Flexible aliphatic-bridged bisphenol-based polybenzoxazines

Austin D. Baranek, University of Southern Mississippi
Laken L. Kendrick, University of Southern Mississippi
Jananee Narayanan, University of Southern Mississippi
Derek L. Patton, University of Southern Mississippi


In this paper, we report the synthesis of a series of novel aliphatic-bridged bisphenol-based benzoxazine monomers comprising four to ten methylene unit spacers (BZ(n)BA). Cationic ring-opening polymerization of these monomers provides flexible polybenzoxazine thermosets with good film forming characteristics under solvent-free processing conditions.
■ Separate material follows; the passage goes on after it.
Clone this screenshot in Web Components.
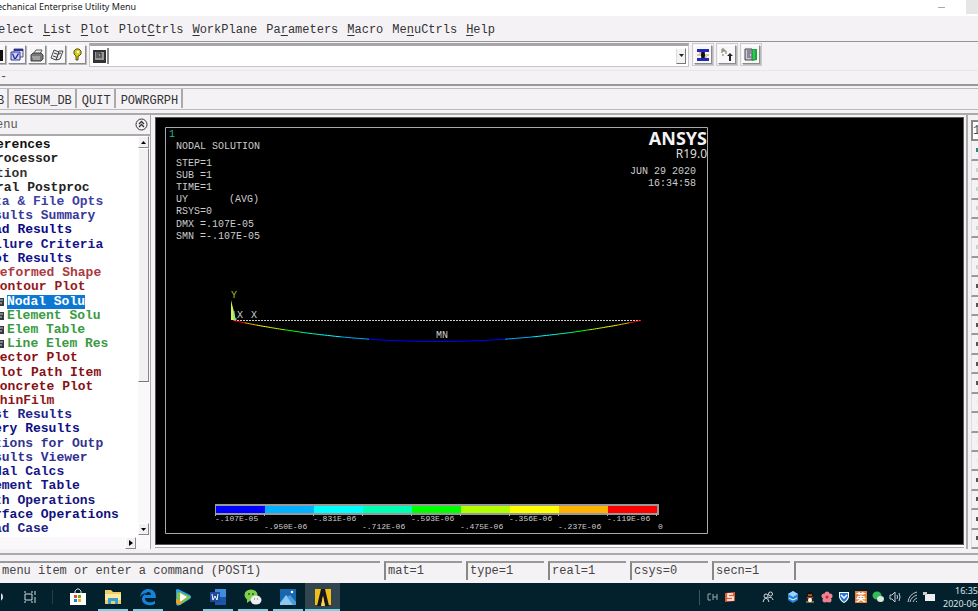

The effects of aliphatic bisphenol chain length on polymerization behavior, thermomechanical transitions, and mechanical properties of the polybenzoxazine thermosets are reported. Fourier transform-infrared spectroscopy (FTIR) and differential scanning calorimetry (DSC) show the ring-opening polymerization proceeds to high conversion with minimal dependence on spacer chain length. Thermomechanical properties of the pBZ(n)BA thermosets, such as rubbery storage modulus and glass transition temperature (T-g), show a strong dependence on the length of the aliphatic-bridged bisphenol linker where both properties decrease with increasing linker length. In particular, changing the length of the aliphatic-bridged bisphenol linker enables tailoring the T-g of the pBZ(n)BA series from 67 degrees C to 101 degrees C, as determined by dynamic mechanical analysis (DMA). Tensile properties of the pBZ(n)BA series exhibit similar trends with Young's modulus decreasing and elongation at break increasing with increasing aliphatic-bridged bisphenol linker length. The pBZ(n) BA materials all show a similar three mode degradation process by thermogravimetric analysis (TGA) consistent with other bisphenol based polybenzoxazines, and additionally exhibit a decrease in char yield with increasing aliphatic chain length owing to a decrease in aromatic content in the thermoset network.